#### Short exercise
Review the material and extract every line in which the word "this" occurs.

(Entries with page source code)

-------------------------

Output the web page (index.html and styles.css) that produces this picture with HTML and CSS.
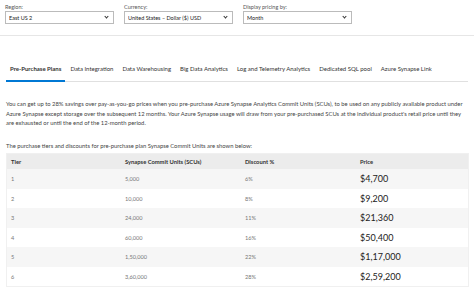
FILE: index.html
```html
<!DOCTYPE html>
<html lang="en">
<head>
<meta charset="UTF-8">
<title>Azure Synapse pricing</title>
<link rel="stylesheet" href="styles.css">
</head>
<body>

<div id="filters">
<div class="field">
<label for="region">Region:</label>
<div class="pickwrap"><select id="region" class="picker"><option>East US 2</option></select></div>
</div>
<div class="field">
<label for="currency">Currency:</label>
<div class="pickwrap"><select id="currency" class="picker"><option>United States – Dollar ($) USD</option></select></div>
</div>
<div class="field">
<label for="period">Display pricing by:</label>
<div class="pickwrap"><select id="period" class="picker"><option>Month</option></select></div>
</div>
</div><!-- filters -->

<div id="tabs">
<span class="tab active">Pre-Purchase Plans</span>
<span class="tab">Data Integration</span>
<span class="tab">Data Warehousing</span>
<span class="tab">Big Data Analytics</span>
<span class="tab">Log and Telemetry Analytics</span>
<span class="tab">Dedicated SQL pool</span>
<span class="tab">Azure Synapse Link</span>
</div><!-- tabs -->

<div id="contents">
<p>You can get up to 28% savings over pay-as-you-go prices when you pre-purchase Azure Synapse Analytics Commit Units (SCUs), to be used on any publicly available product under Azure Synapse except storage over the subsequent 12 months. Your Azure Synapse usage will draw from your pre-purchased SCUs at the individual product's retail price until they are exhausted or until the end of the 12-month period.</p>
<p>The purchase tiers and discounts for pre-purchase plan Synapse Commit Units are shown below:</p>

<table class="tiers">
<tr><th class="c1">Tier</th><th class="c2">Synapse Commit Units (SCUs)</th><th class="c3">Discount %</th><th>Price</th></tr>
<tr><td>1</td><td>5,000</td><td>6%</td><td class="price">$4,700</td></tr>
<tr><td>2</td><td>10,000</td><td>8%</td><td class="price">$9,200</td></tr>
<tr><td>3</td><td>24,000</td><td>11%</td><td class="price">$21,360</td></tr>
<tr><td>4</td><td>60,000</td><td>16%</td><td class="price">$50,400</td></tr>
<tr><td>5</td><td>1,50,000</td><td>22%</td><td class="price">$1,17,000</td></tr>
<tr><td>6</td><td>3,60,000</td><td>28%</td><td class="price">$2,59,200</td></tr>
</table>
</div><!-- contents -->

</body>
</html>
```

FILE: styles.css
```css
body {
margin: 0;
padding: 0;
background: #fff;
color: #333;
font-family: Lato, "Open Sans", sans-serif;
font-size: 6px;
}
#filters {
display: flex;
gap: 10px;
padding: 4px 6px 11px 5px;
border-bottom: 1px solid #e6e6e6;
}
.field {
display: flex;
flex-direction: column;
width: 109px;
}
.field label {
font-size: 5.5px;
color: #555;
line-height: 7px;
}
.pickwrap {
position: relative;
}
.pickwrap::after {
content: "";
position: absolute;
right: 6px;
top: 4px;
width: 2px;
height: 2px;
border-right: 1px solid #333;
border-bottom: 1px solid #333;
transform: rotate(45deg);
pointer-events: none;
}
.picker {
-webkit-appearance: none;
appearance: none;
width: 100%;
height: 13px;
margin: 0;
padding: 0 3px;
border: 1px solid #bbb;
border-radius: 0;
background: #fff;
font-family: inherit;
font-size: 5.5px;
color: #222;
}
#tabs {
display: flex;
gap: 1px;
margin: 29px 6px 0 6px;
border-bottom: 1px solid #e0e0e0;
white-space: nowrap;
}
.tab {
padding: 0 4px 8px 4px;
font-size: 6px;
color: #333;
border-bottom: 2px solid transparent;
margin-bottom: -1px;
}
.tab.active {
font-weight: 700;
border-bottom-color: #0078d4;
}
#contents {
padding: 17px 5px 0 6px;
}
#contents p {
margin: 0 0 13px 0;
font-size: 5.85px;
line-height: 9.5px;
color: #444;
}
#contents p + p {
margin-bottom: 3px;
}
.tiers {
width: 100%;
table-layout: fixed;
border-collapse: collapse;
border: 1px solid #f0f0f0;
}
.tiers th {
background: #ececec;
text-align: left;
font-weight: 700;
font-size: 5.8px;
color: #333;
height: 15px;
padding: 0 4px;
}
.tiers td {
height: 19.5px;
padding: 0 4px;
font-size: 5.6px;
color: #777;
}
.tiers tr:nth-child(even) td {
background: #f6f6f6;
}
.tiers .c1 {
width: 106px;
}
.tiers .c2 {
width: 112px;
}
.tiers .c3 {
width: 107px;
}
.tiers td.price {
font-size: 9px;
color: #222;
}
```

-------------------------

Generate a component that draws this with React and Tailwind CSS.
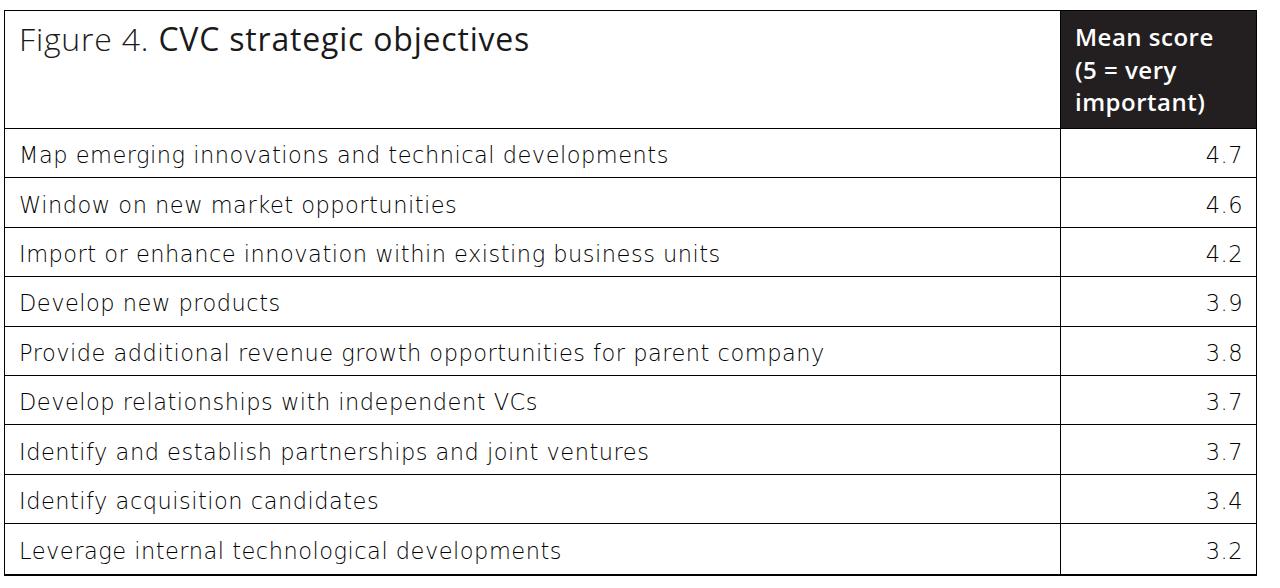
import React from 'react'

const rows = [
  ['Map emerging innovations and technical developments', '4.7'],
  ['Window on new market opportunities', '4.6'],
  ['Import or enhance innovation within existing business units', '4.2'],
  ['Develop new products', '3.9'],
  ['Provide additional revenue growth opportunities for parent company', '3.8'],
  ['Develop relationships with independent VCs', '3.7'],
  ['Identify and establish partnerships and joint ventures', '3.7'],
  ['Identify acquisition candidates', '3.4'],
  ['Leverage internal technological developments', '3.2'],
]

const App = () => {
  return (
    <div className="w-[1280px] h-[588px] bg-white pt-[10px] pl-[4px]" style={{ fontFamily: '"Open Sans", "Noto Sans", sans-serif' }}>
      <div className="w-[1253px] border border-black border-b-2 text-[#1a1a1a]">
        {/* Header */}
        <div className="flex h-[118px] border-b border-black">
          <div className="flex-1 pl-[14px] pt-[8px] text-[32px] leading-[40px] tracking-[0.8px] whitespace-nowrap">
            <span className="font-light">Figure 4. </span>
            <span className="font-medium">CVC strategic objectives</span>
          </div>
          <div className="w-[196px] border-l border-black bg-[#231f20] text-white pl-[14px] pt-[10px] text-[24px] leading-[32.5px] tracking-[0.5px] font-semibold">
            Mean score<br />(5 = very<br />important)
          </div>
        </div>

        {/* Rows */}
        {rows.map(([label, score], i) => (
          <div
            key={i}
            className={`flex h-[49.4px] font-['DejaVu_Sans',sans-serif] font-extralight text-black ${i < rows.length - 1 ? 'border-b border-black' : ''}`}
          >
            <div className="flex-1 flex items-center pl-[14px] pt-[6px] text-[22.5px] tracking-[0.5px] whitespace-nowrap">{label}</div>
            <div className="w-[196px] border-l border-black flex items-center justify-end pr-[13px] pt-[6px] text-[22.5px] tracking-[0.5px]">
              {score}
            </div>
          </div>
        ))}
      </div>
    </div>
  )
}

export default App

-------------------------

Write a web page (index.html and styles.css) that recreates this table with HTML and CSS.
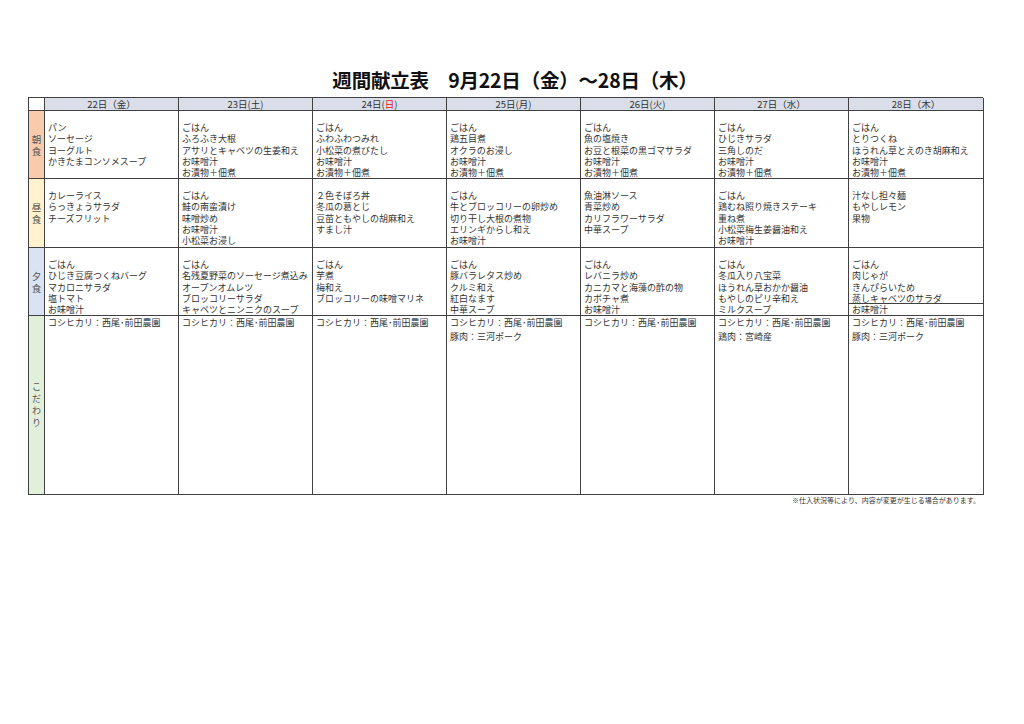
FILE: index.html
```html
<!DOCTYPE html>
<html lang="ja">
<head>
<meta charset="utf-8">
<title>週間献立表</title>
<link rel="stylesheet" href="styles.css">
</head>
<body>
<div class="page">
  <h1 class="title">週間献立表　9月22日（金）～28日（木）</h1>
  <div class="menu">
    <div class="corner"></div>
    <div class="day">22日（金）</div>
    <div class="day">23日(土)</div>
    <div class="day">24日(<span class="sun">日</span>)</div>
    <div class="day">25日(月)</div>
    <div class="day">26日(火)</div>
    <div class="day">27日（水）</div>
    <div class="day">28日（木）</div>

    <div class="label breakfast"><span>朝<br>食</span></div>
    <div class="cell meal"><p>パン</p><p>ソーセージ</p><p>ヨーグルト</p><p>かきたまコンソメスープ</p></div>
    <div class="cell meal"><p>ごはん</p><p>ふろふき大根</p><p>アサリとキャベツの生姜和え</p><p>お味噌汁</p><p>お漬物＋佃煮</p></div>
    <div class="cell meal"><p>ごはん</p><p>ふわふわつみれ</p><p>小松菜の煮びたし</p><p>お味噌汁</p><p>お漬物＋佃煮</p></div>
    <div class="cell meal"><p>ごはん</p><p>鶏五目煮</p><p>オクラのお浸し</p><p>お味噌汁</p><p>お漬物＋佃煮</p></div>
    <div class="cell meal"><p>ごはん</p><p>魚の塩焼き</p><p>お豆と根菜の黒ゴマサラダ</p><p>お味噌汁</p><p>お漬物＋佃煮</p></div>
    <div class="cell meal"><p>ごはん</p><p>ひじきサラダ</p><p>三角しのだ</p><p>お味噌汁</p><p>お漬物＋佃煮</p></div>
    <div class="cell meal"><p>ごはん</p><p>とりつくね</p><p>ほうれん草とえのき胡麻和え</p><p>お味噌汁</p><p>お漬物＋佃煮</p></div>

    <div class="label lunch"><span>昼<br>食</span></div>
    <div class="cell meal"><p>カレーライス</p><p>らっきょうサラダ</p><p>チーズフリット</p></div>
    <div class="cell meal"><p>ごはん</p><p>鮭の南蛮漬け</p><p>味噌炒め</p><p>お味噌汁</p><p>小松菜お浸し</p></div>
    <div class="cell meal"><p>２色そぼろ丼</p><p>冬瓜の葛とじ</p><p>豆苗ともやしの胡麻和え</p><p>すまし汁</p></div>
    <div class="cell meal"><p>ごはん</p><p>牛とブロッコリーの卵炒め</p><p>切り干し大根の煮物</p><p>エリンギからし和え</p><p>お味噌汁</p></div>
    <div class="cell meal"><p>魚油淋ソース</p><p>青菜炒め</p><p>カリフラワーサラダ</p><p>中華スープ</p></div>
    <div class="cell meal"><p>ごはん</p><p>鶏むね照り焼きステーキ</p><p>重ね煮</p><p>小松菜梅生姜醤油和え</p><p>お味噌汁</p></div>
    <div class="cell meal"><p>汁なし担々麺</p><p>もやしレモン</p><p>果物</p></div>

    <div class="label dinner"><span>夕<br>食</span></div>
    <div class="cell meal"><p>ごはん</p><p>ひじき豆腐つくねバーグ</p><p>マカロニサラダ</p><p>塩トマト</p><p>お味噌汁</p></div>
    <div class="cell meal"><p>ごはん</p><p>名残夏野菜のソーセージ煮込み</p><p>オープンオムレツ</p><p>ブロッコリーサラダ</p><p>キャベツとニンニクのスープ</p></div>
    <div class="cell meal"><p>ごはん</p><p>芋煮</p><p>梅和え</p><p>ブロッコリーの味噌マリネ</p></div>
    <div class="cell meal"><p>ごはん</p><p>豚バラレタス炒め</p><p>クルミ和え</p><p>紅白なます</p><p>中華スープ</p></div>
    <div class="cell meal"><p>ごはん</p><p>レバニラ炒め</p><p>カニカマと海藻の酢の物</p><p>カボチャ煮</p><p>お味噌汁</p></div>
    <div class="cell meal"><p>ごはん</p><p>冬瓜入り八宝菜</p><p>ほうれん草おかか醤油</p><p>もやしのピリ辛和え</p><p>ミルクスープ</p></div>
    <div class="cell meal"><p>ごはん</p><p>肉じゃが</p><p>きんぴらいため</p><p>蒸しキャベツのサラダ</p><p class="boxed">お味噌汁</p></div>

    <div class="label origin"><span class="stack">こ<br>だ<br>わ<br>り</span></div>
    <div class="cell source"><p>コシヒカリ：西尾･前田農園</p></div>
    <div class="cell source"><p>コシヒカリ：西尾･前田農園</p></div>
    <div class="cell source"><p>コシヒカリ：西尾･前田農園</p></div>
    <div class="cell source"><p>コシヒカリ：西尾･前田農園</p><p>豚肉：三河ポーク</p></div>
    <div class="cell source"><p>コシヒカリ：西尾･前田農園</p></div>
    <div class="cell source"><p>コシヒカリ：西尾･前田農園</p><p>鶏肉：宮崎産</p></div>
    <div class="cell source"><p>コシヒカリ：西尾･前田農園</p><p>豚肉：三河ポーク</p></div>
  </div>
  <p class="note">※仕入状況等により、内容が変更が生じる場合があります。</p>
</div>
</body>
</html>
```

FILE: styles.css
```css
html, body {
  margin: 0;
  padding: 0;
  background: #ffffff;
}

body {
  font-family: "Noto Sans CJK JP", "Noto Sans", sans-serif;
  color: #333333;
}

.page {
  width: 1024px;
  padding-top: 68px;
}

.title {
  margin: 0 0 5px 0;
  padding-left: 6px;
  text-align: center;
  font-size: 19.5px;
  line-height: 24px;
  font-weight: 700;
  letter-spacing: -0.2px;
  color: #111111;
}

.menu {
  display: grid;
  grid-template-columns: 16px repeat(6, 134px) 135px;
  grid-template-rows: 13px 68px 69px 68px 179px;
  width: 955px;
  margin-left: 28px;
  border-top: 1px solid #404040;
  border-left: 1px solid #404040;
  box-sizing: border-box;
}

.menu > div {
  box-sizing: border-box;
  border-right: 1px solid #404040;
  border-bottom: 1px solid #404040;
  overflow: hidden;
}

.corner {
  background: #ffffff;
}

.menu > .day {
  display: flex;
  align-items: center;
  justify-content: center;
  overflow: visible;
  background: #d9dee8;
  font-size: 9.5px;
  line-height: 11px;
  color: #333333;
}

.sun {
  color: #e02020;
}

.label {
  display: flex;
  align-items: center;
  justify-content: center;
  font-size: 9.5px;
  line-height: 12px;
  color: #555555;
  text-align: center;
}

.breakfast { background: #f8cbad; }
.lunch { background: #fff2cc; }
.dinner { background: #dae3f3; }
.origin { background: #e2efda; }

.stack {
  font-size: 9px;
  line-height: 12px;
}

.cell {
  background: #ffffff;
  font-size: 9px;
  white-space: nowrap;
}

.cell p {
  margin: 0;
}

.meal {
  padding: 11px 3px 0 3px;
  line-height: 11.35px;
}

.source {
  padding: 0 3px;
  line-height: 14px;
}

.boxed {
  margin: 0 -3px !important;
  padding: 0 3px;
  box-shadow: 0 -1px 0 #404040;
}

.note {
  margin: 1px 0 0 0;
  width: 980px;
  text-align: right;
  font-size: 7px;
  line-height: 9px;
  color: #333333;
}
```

-------------------------

#### Final result
Output the web page (index.html and styles.css) that produces this picture with HTML and CSS.
Generate a component that draws this with React and Tailwind CSS.
Write a web page (index.html and styles.css) that recreates this table with HTML and CSS.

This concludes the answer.